Requirements. Please write the listing below out again exactly, leaving every picture behind.

Data lines.
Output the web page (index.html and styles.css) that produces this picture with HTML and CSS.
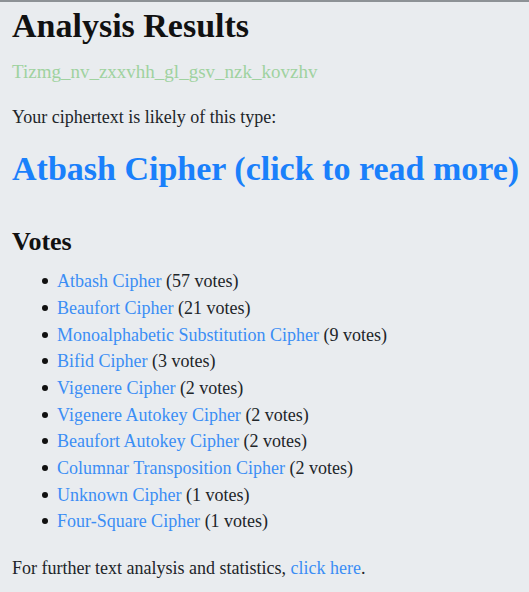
FILE: index.html
```html
<!DOCTYPE html>
<html>
<head>
<meta charset="utf-8">
<link rel="stylesheet" href="styles.css">
</head>
<body>
<div class="page">
  <h1 class="title">Analysis Results</h1>
  <p class="cipher">Tizmg_nv_zxxvhh_gl_gsv_nzk_kovzhv</p>
  <p class="lead">Your ciphertext is likely of this type:</p>
  <h2 class="result"><a href="#">Atbash Cipher (click to read more)</a></h2>
  <h3 class="votes-title">Votes</h3>
  <ul class="votes">
    <li><a href="#">Atbash Cipher</a> (57 votes)</li>
    <li><a href="#">Beaufort Cipher</a> (21 votes)</li>
    <li><a href="#">Monoalphabetic Substitution Cipher</a> (9 votes)</li>
    <li><a href="#">Bifid Cipher</a> (3 votes)</li>
    <li><a href="#">Vigenere Cipher</a> (2 votes)</li>
    <li><a href="#">Vigenere Autokey Cipher</a> (2 votes)</li>
    <li><a href="#">Beaufort Autokey Cipher</a> (2 votes)</li>
    <li><a href="#">Columnar Transposition Cipher</a> (2 votes)</li>
    <li><a href="#">Unknown Cipher</a> (1 votes)</li>
    <li><a href="#">Four-Square Cipher</a> (1 votes)</li>
  </ul>
  <p class="footer">For further text analysis and statistics, <a href="#">click here</a>.</p>
</div>
</body>
</html>
```
FILE: styles.css
```css
html, body {
  margin: 0;
  padding: 0;
  background: #e9ecef;
}
body {
  border-top: 2px solid #8d9296;
  font-family: "Liberation Serif", "Times New Roman", serif;
  color: #212529;
}
.page {
  padding: 3.5px 12px 0;
}
a {
  color: #3b8ef5;
  text-decoration: none;
}
.title {
  margin: 0;
  font-size: 34px;
  line-height: 40px;
  font-weight: bold;
  color: #111;
}
.cipher {
  margin: 14px 0 0;
  font-size: 19px;
  line-height: 24px;
  color: #9fd29f;
}
.lead {
  margin: 21.5px 0 0;
  font-size: 18px;
  line-height: 24px;
}
.result {
  margin: 17.5px 0 0;
  font-size: 34px;
  line-height: 44px;
  font-weight: bold;
  white-space: nowrap;
}
.result a {
  color: #1a80fb;
}
.votes-title {
  margin: 36.5px 0 0;
  font-size: 26px;
  line-height: 30px;
  font-weight: bold;
  color: #111;
}
.votes {
  margin: 11.15px 0 0;
  padding-left: 45px;
  list-style: none;
  font-size: 18px;
  line-height: 26.7px;
}
.votes li::before {
  content: "";
  display: inline-block;
  width: 6px;
  height: 6px;
  border-radius: 50%;
  background: #111;
  margin-left: -15px;
  margin-right: 9px;
  vertical-align: 3px;
}
.footer {
  margin: 20.85px 0 0;
  font-size: 18px;
  line-height: 24px;
}
```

Completed task.
Output the web page (index.html and styles.css) that produces this picture with HTML and CSS.
FILE: index.html
```html
<!DOCTYPE html>
<html>
<head>
<meta charset="utf-8">
<link rel="stylesheet" href="styles.css">
</head>
<body>
<div class="page">
  <h1 class="title">Analysis Results</h1>
  <p class="cipher">Tizmg_nv_zxxvhh_gl_gsv_nzk_kovzhv</p>
  <p class="lead">Your ciphertext is likely of this type:</p>
  <h2 class="result"><a href="#">Atbash Cipher (click to read more)</a></h2>
  <h3 class="votes-title">Votes</h3>
  <ul class="votes">
    <li><a href="#">Atbash Cipher</a> (57 votes)</li>
    <li><a href="#">Beaufort Cipher</a> (21 votes)</li>
    <li><a href="#">Monoalphabetic Substitution Cipher</a> (9 votes)</li>
    <li><a href="#">Bifid Cipher</a> (3 votes)</li>
    <li><a href="#">Vigenere Cipher</a> (2 votes)</li>
    <li><a href="#">Vigenere Autokey Cipher</a> (2 votes)</li>
    <li><a href="#">Beaufort Autokey Cipher</a> (2 votes)</li>
    <li><a href="#">Columnar Transposition Cipher</a> (2 votes)</li>
    <li><a href="#">Unknown Cipher</a> (1 votes)</li>
    <li><a href="#">Four-Square Cipher</a> (1 votes)</li>
  </ul>
  <p class="footer">For further text analysis and statistics, <a href="#">click here</a>.</p>
</div>
</body>
</html>
```
FILE: styles.css
```css
html, body {
  margin: 0;
  padding: 0;
  background: #e9ecef;
}
body {
  border-top: 2px solid #8d9296;
  font-family: "Liberation Serif", "Times New Roman", serif;
  color: #212529;
}
.page {
  padding: 3.5px 12px 0;
}
a {
  color: #3b8ef5;
  text-decoration: none;
}
.title {
  margin: 0;
  font-size: 34px;
  line-height: 40px;
  font-weight: bold;
  color: #111;
}
.cipher {
  margin: 14px 0 0;
  font-size: 19px;
  line-height: 24px;
  color: #9fd29f;
}
.lead {
  margin: 21.5px 0 0;
  font-size: 18px;
  line-height: 24px;
}
.result {
  margin: 17.5px 0 0;
  font-size: 34px;
  line-height: 44px;
  font-weight: bold;
  white-space: nowrap;
}
.result a {
  color: #1a80fb;
}
.votes-title {
  margin: 36.5px 0 0;
  font-size: 26px;
  line-height: 30px;
  font-weight: bold;
  color: #111;
}
.votes {
  margin: 11.15px 0 0;
  padding-left: 45px;
  list-style: none;
  font-size: 18px;
  line-height: 26.7px;
}
.votes li::before {
  content: "";
  display: inline-block;
  width: 6px;
  height: 6px;
  border-radius: 50%;
  background: #111;
  margin-left: -15px;
  margin-right: 9px;
  vertical-align: 3px;
}
.footer {
  margin: 20.85px 0 0;
  font-size: 18px;
  line-height: 24px;
}
```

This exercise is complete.